REQUIRED TASK
Using the material below, copy every line where "this" appears.

EXCERPTED RECORDS
***

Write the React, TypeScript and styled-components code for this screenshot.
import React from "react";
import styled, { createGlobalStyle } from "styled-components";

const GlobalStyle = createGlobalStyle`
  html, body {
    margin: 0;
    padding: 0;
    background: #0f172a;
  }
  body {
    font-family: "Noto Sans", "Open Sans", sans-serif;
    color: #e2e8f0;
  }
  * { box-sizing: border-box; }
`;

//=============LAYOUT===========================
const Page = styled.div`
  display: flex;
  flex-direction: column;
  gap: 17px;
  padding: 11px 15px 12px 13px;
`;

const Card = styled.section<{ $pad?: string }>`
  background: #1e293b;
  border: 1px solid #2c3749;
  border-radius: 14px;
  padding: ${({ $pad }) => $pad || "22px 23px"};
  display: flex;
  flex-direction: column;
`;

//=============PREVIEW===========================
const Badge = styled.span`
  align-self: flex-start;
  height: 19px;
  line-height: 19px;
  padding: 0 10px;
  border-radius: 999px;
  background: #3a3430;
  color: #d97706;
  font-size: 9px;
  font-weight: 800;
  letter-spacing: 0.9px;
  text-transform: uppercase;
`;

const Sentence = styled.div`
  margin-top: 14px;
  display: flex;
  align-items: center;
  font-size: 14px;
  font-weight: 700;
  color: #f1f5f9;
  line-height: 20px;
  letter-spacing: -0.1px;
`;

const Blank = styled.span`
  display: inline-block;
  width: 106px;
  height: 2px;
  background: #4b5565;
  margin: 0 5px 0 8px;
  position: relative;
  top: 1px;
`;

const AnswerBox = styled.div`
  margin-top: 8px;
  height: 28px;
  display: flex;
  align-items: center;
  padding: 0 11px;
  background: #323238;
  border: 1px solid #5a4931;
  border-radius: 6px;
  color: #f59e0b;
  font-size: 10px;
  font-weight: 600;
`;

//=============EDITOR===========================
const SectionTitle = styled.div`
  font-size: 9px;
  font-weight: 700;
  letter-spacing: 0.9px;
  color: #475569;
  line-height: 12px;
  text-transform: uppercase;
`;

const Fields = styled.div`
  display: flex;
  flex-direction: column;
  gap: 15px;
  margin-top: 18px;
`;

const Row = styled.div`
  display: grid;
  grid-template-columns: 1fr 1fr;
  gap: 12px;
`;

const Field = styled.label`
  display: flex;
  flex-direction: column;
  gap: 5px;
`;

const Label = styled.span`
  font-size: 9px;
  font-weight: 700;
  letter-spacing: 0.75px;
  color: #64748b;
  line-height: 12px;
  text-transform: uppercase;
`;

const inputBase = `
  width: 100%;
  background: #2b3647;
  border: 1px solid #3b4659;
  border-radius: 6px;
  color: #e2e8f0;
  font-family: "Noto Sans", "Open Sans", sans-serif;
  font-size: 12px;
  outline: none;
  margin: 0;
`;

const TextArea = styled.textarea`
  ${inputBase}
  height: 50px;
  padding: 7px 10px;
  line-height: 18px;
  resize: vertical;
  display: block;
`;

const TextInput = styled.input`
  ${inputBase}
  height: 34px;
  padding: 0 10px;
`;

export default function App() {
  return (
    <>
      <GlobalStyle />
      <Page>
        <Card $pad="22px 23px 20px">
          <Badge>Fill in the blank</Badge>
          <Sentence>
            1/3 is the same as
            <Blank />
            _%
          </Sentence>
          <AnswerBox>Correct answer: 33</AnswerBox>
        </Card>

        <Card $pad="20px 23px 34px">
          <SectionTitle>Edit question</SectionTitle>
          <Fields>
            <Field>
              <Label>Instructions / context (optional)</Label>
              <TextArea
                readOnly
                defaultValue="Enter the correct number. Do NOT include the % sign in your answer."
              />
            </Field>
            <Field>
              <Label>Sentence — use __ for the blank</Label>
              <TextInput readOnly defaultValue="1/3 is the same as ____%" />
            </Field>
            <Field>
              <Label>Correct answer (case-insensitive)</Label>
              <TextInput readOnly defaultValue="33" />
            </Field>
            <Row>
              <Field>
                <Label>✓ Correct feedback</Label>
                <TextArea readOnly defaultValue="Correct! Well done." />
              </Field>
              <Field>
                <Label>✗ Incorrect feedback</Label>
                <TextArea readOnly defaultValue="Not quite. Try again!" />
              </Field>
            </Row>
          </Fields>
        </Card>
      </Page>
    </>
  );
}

***

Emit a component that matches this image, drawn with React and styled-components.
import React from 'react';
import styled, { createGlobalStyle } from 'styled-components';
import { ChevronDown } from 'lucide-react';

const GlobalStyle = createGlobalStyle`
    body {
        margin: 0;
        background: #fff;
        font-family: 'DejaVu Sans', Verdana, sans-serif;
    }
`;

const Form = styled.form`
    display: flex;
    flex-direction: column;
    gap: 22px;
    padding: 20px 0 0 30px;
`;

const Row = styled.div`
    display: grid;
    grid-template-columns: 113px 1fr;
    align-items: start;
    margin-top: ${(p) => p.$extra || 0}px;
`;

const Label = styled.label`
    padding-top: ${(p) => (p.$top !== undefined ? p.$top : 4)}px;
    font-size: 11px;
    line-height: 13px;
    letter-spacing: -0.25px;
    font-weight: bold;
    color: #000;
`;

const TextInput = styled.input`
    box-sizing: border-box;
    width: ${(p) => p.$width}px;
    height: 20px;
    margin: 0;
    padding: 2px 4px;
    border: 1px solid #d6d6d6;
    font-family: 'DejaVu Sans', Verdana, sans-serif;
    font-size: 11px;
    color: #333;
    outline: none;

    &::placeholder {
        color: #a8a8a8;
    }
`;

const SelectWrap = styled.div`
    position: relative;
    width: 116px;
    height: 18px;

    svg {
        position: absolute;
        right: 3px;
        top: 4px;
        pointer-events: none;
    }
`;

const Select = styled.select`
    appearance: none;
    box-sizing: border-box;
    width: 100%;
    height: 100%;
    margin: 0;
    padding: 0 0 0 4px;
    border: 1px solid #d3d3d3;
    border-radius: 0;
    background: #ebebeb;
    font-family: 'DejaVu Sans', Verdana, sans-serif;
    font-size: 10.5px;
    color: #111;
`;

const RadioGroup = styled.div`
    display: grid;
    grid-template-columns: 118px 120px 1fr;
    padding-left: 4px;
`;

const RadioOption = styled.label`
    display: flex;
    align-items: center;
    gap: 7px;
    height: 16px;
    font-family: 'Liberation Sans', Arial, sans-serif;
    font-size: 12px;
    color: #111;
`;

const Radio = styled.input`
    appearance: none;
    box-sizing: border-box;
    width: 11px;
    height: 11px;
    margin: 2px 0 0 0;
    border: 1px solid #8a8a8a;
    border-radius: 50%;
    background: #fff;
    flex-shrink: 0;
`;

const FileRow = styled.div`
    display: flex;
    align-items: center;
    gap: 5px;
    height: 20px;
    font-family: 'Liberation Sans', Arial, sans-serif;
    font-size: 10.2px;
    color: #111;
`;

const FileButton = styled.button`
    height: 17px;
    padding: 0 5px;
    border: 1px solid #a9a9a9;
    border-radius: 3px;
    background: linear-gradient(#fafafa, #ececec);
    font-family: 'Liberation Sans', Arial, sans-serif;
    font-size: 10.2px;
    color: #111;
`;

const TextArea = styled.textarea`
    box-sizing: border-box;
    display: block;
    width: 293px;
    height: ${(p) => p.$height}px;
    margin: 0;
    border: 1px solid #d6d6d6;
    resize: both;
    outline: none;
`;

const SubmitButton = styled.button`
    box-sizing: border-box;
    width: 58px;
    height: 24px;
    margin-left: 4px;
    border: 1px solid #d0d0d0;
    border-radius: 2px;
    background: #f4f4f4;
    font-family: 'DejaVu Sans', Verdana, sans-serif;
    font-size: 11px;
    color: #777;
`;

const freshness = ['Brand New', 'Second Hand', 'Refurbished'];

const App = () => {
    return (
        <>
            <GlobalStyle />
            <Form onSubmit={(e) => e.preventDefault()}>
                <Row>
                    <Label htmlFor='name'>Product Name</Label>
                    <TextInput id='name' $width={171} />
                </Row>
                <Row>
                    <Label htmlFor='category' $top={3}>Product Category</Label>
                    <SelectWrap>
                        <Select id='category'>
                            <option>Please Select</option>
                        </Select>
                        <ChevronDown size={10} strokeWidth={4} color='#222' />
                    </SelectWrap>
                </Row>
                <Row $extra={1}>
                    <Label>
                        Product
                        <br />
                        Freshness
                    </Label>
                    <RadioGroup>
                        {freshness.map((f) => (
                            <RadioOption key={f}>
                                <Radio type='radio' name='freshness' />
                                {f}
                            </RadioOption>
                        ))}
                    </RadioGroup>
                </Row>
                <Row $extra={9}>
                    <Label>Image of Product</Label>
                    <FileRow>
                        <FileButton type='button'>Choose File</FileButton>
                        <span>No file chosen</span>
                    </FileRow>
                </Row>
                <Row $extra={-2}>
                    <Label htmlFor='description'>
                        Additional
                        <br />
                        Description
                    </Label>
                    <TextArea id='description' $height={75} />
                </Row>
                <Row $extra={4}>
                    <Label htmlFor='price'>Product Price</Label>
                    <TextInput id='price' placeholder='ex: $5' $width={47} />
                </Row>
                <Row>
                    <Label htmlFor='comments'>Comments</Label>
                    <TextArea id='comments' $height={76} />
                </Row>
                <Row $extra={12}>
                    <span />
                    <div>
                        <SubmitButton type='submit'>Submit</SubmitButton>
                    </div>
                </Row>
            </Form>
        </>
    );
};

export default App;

***

IN RESPONSE
Write the React, TypeScript and styled-components code for this screenshot.
Emit a component that matches this image, drawn with React and styled-components.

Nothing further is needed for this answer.